WHAT TO WORK ON => Can you pull out each line of the data below that includes the word "this"?

EXTRACTED ENTRIES =>

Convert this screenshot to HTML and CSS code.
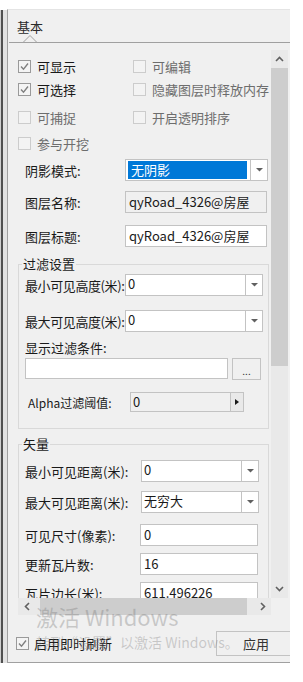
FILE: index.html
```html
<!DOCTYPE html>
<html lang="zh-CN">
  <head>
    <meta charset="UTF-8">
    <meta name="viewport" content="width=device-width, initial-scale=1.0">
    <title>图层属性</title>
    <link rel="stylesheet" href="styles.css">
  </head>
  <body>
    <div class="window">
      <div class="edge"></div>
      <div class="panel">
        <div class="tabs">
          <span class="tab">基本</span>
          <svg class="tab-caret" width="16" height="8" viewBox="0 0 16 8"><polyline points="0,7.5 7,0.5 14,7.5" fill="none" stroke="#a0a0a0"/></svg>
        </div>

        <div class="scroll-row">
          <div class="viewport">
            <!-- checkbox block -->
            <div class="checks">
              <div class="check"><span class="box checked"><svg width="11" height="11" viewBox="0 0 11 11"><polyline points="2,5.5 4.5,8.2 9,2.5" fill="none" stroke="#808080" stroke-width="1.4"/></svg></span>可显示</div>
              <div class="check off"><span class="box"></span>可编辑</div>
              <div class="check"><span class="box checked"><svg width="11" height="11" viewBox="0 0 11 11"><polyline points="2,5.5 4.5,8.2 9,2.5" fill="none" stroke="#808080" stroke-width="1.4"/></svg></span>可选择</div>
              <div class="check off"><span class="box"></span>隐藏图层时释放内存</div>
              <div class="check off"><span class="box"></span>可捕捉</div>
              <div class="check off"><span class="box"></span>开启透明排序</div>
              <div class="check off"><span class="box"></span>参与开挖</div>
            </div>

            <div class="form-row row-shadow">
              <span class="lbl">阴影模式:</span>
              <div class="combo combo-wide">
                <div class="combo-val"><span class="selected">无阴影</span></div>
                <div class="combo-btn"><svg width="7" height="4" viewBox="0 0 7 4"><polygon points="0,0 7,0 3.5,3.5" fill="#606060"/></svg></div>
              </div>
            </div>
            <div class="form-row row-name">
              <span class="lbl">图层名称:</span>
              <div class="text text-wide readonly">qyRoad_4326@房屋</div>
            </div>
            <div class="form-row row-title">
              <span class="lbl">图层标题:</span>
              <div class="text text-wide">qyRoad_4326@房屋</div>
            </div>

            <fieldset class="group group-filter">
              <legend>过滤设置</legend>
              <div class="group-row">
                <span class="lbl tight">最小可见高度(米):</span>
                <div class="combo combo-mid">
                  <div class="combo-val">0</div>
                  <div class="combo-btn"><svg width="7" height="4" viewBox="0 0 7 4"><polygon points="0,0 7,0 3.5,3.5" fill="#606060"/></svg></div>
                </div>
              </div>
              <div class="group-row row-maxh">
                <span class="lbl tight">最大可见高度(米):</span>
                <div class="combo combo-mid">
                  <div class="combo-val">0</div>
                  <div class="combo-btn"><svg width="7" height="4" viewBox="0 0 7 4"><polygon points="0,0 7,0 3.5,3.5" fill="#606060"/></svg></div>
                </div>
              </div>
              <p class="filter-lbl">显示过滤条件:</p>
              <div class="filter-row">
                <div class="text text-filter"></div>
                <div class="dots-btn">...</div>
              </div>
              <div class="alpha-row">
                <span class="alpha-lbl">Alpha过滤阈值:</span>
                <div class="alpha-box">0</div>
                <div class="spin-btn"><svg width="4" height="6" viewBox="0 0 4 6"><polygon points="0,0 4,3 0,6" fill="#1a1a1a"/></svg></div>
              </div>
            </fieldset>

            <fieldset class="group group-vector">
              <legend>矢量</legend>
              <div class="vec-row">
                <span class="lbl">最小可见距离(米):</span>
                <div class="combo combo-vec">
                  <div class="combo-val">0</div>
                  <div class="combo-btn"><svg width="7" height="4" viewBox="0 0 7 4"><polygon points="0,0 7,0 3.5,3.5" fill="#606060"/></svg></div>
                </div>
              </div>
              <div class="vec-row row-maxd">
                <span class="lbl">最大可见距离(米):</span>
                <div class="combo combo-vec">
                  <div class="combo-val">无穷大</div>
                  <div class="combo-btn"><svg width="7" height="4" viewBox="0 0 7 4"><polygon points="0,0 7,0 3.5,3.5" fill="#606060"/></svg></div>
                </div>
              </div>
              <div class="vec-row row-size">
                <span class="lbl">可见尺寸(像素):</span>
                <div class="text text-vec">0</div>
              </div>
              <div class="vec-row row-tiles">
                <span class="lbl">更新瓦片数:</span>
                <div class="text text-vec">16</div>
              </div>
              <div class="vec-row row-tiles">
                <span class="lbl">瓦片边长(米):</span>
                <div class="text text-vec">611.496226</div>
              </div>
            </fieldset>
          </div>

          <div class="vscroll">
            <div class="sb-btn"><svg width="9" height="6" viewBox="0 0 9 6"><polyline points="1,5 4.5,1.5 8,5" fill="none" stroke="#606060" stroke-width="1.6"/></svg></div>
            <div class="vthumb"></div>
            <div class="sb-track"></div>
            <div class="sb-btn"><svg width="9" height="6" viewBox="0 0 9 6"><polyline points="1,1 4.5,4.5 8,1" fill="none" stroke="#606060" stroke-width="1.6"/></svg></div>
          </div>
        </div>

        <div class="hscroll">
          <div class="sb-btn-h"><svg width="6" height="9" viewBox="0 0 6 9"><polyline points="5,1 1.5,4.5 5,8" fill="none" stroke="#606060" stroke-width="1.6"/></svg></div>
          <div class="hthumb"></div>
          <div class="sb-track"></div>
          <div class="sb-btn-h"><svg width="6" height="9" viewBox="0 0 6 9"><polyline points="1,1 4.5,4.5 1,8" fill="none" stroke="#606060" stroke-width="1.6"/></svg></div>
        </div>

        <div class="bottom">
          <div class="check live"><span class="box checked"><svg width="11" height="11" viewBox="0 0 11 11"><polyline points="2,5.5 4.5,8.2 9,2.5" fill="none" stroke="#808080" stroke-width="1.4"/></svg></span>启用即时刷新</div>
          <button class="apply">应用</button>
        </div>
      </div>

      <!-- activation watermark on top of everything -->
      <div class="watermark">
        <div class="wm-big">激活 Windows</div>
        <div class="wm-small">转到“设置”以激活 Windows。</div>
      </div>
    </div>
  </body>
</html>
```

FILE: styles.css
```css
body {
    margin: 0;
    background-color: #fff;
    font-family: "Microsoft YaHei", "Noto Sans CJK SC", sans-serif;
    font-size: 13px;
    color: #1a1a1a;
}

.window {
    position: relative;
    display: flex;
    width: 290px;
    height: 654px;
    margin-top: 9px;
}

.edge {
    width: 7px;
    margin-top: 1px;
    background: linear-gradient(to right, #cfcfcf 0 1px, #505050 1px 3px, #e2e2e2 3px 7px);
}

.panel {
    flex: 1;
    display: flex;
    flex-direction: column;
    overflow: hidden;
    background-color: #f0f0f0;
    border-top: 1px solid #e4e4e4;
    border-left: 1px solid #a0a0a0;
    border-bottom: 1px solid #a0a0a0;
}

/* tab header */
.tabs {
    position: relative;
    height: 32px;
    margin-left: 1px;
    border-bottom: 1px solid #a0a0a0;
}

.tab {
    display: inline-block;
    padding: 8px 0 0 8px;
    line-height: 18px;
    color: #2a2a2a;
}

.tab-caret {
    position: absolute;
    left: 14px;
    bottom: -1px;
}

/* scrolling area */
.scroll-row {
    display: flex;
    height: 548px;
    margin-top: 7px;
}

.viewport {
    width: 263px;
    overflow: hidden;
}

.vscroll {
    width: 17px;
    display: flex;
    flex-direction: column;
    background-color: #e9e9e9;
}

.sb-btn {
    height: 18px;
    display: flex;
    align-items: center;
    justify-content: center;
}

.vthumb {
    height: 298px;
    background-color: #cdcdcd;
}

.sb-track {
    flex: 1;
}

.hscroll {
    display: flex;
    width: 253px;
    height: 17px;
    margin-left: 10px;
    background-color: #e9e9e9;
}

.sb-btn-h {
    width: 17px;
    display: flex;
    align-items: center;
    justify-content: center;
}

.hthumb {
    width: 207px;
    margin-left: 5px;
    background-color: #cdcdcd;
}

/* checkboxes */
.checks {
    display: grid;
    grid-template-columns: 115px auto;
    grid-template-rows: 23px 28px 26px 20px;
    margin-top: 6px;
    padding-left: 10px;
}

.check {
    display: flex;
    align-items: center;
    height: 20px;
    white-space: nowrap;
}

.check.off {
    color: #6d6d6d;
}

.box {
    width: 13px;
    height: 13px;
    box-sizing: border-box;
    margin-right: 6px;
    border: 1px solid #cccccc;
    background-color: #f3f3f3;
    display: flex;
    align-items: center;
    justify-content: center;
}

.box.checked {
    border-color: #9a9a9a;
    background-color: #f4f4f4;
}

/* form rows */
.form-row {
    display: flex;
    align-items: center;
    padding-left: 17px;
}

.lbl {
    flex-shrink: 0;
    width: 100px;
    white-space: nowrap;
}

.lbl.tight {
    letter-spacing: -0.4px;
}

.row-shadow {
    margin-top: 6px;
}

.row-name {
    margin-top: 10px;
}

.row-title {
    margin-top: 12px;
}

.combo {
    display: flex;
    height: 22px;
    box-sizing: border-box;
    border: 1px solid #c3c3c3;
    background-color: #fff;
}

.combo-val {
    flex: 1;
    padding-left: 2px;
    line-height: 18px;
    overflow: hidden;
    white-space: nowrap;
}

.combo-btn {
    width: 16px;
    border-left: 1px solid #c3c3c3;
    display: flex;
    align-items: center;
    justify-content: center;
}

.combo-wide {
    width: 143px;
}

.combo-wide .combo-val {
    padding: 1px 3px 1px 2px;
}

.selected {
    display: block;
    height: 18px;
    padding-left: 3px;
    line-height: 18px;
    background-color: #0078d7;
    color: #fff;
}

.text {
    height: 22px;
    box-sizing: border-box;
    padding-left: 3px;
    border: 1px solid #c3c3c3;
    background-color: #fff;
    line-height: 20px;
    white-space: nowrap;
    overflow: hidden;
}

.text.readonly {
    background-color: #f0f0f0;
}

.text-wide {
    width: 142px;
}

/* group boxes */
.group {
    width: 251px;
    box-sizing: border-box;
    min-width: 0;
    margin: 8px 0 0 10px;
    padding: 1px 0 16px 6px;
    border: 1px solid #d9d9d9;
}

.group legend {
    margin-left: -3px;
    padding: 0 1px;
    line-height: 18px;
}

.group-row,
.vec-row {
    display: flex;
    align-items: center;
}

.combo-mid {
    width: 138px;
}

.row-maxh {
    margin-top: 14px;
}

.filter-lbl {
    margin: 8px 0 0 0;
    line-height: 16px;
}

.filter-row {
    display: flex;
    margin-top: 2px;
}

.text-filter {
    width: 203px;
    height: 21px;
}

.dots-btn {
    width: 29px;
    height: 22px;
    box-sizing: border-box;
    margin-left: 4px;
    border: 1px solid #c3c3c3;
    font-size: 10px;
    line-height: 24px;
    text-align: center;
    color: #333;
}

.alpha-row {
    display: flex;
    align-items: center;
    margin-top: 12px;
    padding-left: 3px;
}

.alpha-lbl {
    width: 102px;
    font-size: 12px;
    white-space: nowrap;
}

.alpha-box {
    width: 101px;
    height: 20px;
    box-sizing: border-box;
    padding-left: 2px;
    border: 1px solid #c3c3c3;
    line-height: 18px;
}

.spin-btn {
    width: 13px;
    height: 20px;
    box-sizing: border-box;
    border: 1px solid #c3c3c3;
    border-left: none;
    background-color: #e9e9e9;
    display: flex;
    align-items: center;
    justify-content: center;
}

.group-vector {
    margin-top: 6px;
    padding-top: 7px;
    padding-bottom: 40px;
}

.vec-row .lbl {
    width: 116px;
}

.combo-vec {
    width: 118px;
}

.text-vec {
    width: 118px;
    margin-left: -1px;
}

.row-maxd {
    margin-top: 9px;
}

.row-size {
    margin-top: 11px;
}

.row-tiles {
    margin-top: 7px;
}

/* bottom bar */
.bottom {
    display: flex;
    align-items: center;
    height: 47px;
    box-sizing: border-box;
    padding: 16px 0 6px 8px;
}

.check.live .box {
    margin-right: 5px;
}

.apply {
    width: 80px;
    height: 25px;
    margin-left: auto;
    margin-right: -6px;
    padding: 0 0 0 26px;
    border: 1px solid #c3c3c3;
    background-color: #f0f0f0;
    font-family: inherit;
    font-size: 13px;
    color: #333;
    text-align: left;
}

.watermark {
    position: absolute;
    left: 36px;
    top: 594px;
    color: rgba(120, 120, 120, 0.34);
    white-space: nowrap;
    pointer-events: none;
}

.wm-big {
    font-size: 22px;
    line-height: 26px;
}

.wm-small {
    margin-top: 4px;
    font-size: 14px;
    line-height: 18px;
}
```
---
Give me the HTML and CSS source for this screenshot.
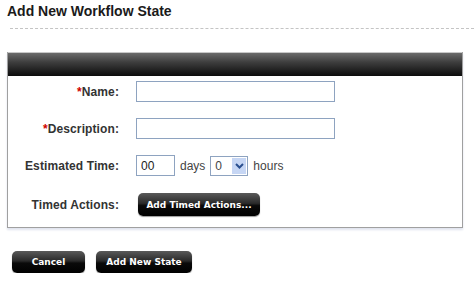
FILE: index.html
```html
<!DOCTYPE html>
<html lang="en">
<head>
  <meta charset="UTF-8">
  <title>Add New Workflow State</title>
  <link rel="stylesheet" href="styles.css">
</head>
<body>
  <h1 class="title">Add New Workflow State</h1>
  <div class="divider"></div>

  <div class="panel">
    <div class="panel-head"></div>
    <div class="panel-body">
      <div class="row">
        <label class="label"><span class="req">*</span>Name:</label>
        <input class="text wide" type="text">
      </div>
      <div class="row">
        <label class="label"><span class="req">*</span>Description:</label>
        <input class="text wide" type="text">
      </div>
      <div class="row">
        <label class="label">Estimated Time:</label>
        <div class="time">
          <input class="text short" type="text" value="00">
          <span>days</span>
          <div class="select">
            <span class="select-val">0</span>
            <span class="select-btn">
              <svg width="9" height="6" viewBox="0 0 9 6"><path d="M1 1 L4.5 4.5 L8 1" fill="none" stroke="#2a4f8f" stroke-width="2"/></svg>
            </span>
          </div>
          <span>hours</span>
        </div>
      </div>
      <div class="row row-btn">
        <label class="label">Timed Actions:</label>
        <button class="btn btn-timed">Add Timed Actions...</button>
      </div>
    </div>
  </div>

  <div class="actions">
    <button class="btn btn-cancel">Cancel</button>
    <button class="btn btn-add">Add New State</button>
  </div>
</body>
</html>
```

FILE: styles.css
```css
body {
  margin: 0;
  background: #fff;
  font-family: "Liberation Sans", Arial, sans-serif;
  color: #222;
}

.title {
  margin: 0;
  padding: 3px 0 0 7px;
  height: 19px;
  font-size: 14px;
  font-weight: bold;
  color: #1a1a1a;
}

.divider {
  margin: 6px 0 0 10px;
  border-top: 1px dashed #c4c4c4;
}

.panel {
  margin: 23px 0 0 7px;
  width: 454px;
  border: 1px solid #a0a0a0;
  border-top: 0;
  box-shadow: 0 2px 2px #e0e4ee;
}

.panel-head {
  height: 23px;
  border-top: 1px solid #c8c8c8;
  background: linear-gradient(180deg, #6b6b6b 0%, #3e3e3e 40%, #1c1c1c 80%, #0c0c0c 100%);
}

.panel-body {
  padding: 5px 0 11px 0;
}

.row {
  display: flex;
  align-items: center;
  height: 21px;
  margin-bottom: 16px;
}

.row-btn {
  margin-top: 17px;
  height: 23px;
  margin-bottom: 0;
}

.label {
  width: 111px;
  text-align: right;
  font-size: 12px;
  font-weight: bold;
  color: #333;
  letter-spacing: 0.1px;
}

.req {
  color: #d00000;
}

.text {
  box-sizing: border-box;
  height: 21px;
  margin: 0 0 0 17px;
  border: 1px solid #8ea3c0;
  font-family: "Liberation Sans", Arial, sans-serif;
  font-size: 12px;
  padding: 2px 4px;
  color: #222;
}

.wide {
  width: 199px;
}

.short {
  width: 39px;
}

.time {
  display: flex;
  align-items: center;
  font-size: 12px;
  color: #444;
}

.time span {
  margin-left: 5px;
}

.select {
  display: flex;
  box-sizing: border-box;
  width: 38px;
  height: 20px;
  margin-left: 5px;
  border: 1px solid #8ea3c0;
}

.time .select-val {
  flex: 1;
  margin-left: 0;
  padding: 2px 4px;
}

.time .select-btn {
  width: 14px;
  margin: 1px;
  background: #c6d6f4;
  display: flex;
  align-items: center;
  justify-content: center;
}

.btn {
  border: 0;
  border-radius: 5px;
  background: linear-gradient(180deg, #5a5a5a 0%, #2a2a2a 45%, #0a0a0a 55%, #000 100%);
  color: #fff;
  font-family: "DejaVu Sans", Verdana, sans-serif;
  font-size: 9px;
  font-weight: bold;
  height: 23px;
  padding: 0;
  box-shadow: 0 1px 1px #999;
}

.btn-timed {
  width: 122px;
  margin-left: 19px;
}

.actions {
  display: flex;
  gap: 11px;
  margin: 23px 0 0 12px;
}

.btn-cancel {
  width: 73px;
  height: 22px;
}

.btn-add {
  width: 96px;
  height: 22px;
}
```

TASK ANSWER =>
Convert this screenshot to HTML and CSS code.
Give me the HTML and CSS source for this screenshot.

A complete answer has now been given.